“For if we have been planted together in the likeness of His death, we shall be also in the likeness of His resurrection: knowing this, that our old man is crucified with Him, that the body of sin might be destroyed, that henceforth we should not serve sin. For he that is dead is freed from sin.” —Romans 6:5-7
Although these three verses are connected to many other things, I’d like us to see three basic and very practical truths for our Christian lives within this text: first, union with Christ that rests in hope (v5); second, knowledge of truth that moves with power (v6); and third, the reality of the cross that makes free (v7). In this article we will look at verse 5 particularly.
“For if we have been planted together in the likeness of His death, we shall be also in the likeness of His resurrection” (Romans 6:5). The NASB renders “planted together” as “become united.” It’s a Greek word that means “grow along with” or “closely united to.” It comes from the idea of planting a group of seeds together in the ground that produces one crop of plants. Most people that I know that plant corn, beans, or grain, place several seeds in the same hole. That’s the idea of the closeness in its union. It does not mean that it is exactly the same thing because each individual seed dies its own death when planted; likewise, our spiritual death is not the same as the death that Christ suffered upon the cross— for certainly we understand that you and I didn’t physically die upon the cross with Christ, neither do we have to. That would be in with conflict the graces of justification and imputation. Yet, our union with Christ in His death and burial is truth and reality.

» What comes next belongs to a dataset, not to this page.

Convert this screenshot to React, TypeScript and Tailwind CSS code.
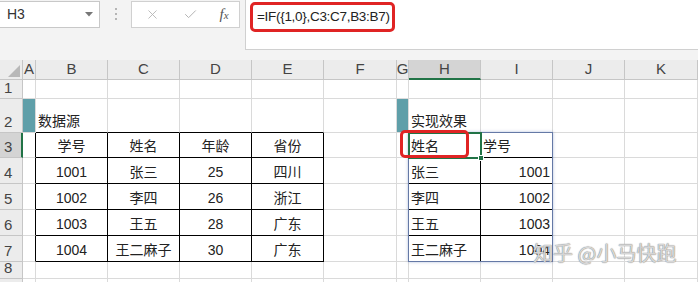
import { X, Check } from "lucide-react";

const COLS = ["A", "B", "C", "D", "E", "F", "G", "H", "I", "J", "K"];

// cell content: [text, align]
const data: Record<string, [string, "l" | "c" | "r"]> = {
  B2: ["数据源", "l"],
  H2: ["实现效果", "l"],
  B3: ["学号", "c"],
  C3: ["姓名", "c"],
  D3: ["年龄", "c"],
  E3: ["省份", "c"],
  H3: ["姓名", "l"],
  I3: ["学号", "l"],
  B4: ["1001", "c"],
  C4: ["张三", "c"],
  D4: ["25", "c"],
  E4: ["四川", "c"],
  H4: ["张三", "l"],
  I4: ["1001", "r"],
  B5: ["1002", "c"],
  C5: ["李四", "c"],
  D5: ["26", "c"],
  E5: ["浙江", "c"],
  H5: ["李四", "l"],
  I5: ["1002", "r"],
  B6: ["1003", "c"],
  C6: ["王五", "c"],
  D6: ["28", "c"],
  E6: ["广东", "c"],
  H6: ["王五", "l"],
  I6: ["1003", "r"],
  B7: ["1004", "c"],
  C7: ["王二麻子", "c"],
  D7: ["30", "c"],
  E7: ["广东", "c"],
  H7: ["王二麻子", "l"],
  I7: ["1004", "r"],
};

const inTable = (c: string, r: number) =>
  r >= 3 && r <= 7 && ["B", "C", "D", "E", "H", "I"].includes(c);

const Cell = ({ col, row }: { col: string; row: number }) => {
  const rightBlack =
    inTable(col, row) || (row >= 3 && row <= 7 && (col === "A" || col === "G"));
  const bottomBlack =
    inTable(col, row) || (row === 2 && ["B", "C", "D", "E", "H", "I"].includes(col));
  const teal = row === 2 && (col === "A" || col === "G");
  const cell = data[`${col}${row}`];
  const align = cell?.[1];

  return (
    <div
      className={`flex items-end pb-[2px] border-r border-b whitespace-nowrap ${
        rightBlack ? "border-r-black" : "border-r-[#dadada]"
      } ${bottomBlack ? "border-b-black" : "border-b-[#dadada]"} ${
        teal ? "bg-[#5f9fa9]" : "bg-white"
      } ${
        align === "c"
          ? "justify-center"
          : align === "r"
          ? "justify-end pr-[2px]"
          : "justify-start pl-[2px]"
      }`}
    >
      {cell && <span className="leading-[18px]">{cell[0]}</span>}
    </div>
  );
};

export default function App() {
  const rows = [1, 2, 3, 4, 5, 6, 7, 8, 9];

  return (
    <div
      className="relative w-[698px] h-[282px] overflow-hidden bg-[#f3f3f3] text-[14px] text-[#222]"
      style={{ fontFamily: '"Liberation Sans", "Noto Sans CJK SC", sans-serif' }}
    >
      {/* toolbar: name box + buttons + formula bar */}
      <div className="flex h-[60px]">
        <div className="w-[100px] h-[27px] mt-[1px] bg-white border border-l-0 border-[#c8c8c8] flex items-center justify-between pl-[7px] pr-[6px]">
          <span className="text-[14px] text-[#333]">H3</span>
          <svg width="8" height="5" viewBox="0 0 8 5">
            <polygon points="0,0 8,0 4,4.5" fill="#777" />
          </svg>
        </div>
        <div className="w-[31px] h-[28px] flex flex-col items-center justify-center gap-[3px]">
          <span className="w-[2px] h-[2px] bg-[#b5b5b5]" />
          <span className="w-[2px] h-[2px] bg-[#b5b5b5]" />
          <span className="w-[2px] h-[2px] bg-[#b5b5b5]" />
        </div>
        <div className="w-[109px] h-[27px] mt-[1px] bg-white border border-[#d0d0d0] flex items-center">
          <div className="w-[38px] flex justify-center ml-[1px]">
            <X size={15} strokeWidth={1.4} color="#b3b3b3" />
          </div>
          <div className="w-[38px] flex justify-center">
            <Check size={15} strokeWidth={1.6} color="#b3b3b3" />
          </div>
          <div
            className="flex-1 flex justify-center items-baseline italic text-[#555]"
            style={{ fontFamily: '"Liberation Serif", serif' }}
          >
            <span className="text-[15px]">f</span>
            <span className="text-[11px]">x</span>
          </div>
        </div>
        <div className="ml-[5px] flex-1 h-[50px] bg-white border-l border-b border-[#d0d0d0]">
          <div className="ml-[4px] mt-[2px] w-[145px] h-[30px] border-[3px] border-[#e02424] rounded-[5px] flex items-center pl-[4px]">
            <span className="text-[13.5px] text-[#222] whitespace-nowrap tracking-[-0.3px]">
              =IF({"{"}1,0{"}"},C3:C7,B3:B7)
            </span>
          </div>
        </div>
      </div>

      {/* sheet grid */}
      <div className="relative grid grid-cols-[23px_13px_72px_72px_72px_72px_73px_12px_72px_72px_72px_73px] grid-rows-[20px_19px_34px_25px_26px_26px_26px_26px_17px_20px]">
        {/* corner */}
        <div className="bg-[#ececec] border-r border-b border-[#c6c6c6] flex items-end justify-end pr-[2px] pb-[2px]">
          <svg width="12" height="12" viewBox="0 0 12 12">
            <polygon points="12,0 12,12 0,12" fill="#b8b8b8" />
          </svg>
        </div>
        {COLS.map((c) => (
          <div
            key={c}
            className={`flex items-center justify-center text-[15px] text-[#444] border-r border-r-[#c6c6c6] ${
              c === "H"
                ? "bg-[#d4d4d4] border-b-2 border-b-[#217346]"
                : "bg-[#ececec] border-b border-b-[#c6c6c6]"
            }`}
          >
            {c}
          </div>
        ))}

        {rows.map((r) => (
          <div key={r} className="contents">
            <div
              className={`flex items-end pl-[4px] pb-[1px] text-[15px] text-[#444] border-b border-b-[#c6c6c6] leading-[18px] ${
                r === 3
                  ? "bg-[#d4d4d4] border-r-2 border-r-[#217346]"
                  : "bg-[#ececec] border-r border-r-[#c6c6c6]"
              }`}
            >
              {r}
            </div>
            {COLS.map((c) => (
              <Cell key={c} col={c} row={r} />
            ))}
          </div>
        ))}

        {/* range highlight H3:I7 */}
        <div className="absolute left-[408px] top-[72px] w-[145px] h-[130px] border border-[#6579a6] shadow-[0_0_3px_rgba(90,120,180,0.45)] pointer-events-none" />
        {/* active cell H3 */}
        <div className="absolute left-[408px] top-[72px] w-[74px] h-[27px] border-2 border-[#217346] pointer-events-none">
          <span className="absolute -right-[4px] -bottom-[4px] w-[6px] h-[6px] bg-[#217346] border border-white" />
        </div>
        {/* red annotation around H3 */}
        <div className="absolute left-[400px] top-[70px] w-[69px] h-[28px] border-[3px] border-[#e02424] rounded-[5px] pointer-events-none" />
      </div>

      {/* watermark */}
      <div
        className="absolute left-[533px] top-[238px] text-[20px] text-white/70 whitespace-nowrap [text-shadow:0_0_1px_#777,0_0_1px_#999] pointer-events-none"
        style={{ fontFamily: '"Noto Sans CJK SC", sans-serif' }}
      >
        知乎 @小马快跑
      </div>
    </div>
  );
}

Apart from that definition of closeness, it also presents three meanings as it relates to being planted in the same manner of death, burial and resurrection: first, it means real spiritual growth; second, it means there will be real spiritual maturity; and third, there will ultimately be real spiritual results.
Jesus taught, “So is the kingdom of God, as if a man should cast seed into the ground; and should sleep, and rise night and day, and the seed should spring and grow up, he knoweth not how. For the earth bringeth forth fruit of herself; first the blade, then the ear, after that the full corn in the ear” (Mark 4:26-28). Through the reality of Christ’s death, burial and resurrection, a supernatural miracle takes place. A seed that is dead, planted in the ground, and then sprouts through the ground is no longer a seed: it is a plant. The grace of God through the cross of Christ changes us because of the real union that comes through saving faith that justifies. Saving faith identifies the truth of Christ’s atoning sacrifice with the reality of Christ’s atoning work in His sacrifice. It is very real and not a mere idea or concept.
Real Spiritual Maturity
Jesus also taught, “Verily, verily, I say unto you, Except a corn of wheat fall into the ground and die, it abideth alone: but if it die, it bringeth forth much fruit” (John 12:24). Just as the death, burial and resurrection of Christ brought forth abundant fruit unto salvation of souls for the glory of God, likewise the regenerated soul, saved by God’s grace, will be fruitful in gospel good works that are pleasing to Father for His own glory. Just as it was the very power of God that demonstrated the blessedness of the attributes of God in Christ’s sacrifice at Calvary, that same power of God also produces fruit and reflects the attributes in God’s redeemed saints.
Real Spiritual Results
“…we shall also be in the likeness of His resurrection” (v5). There is still pain, struggle and death in the lives we lead, though we are saved. Yet, we have the hope of a resurrection to come: “For this corruptible must put on incorruption, and this mortal must put on immortality” (1 Corinthians 15:53).
Further, these results are not only found in the saint’s resurrection in that great Day, but there is the spiritual reality of a resurrection from the particular pains and predicaments, the struggles and situations, the trials and tribulations, of our lives; therefore, there is a real sense of hopeful risings that are coupled with our spiritual growth and maturity. As we die daily with Christ, taking up the cross daily (1 Corinthians 15:31; Luke 9;23), are we not also risen with Him daily? Each day we crucify the deeds of the flesh (Colossians 3:5), that old man (v6), we are also risen with Him, seeking “those things which are above, where Christ sitteth at the right hand of God” (Colossians 3:1).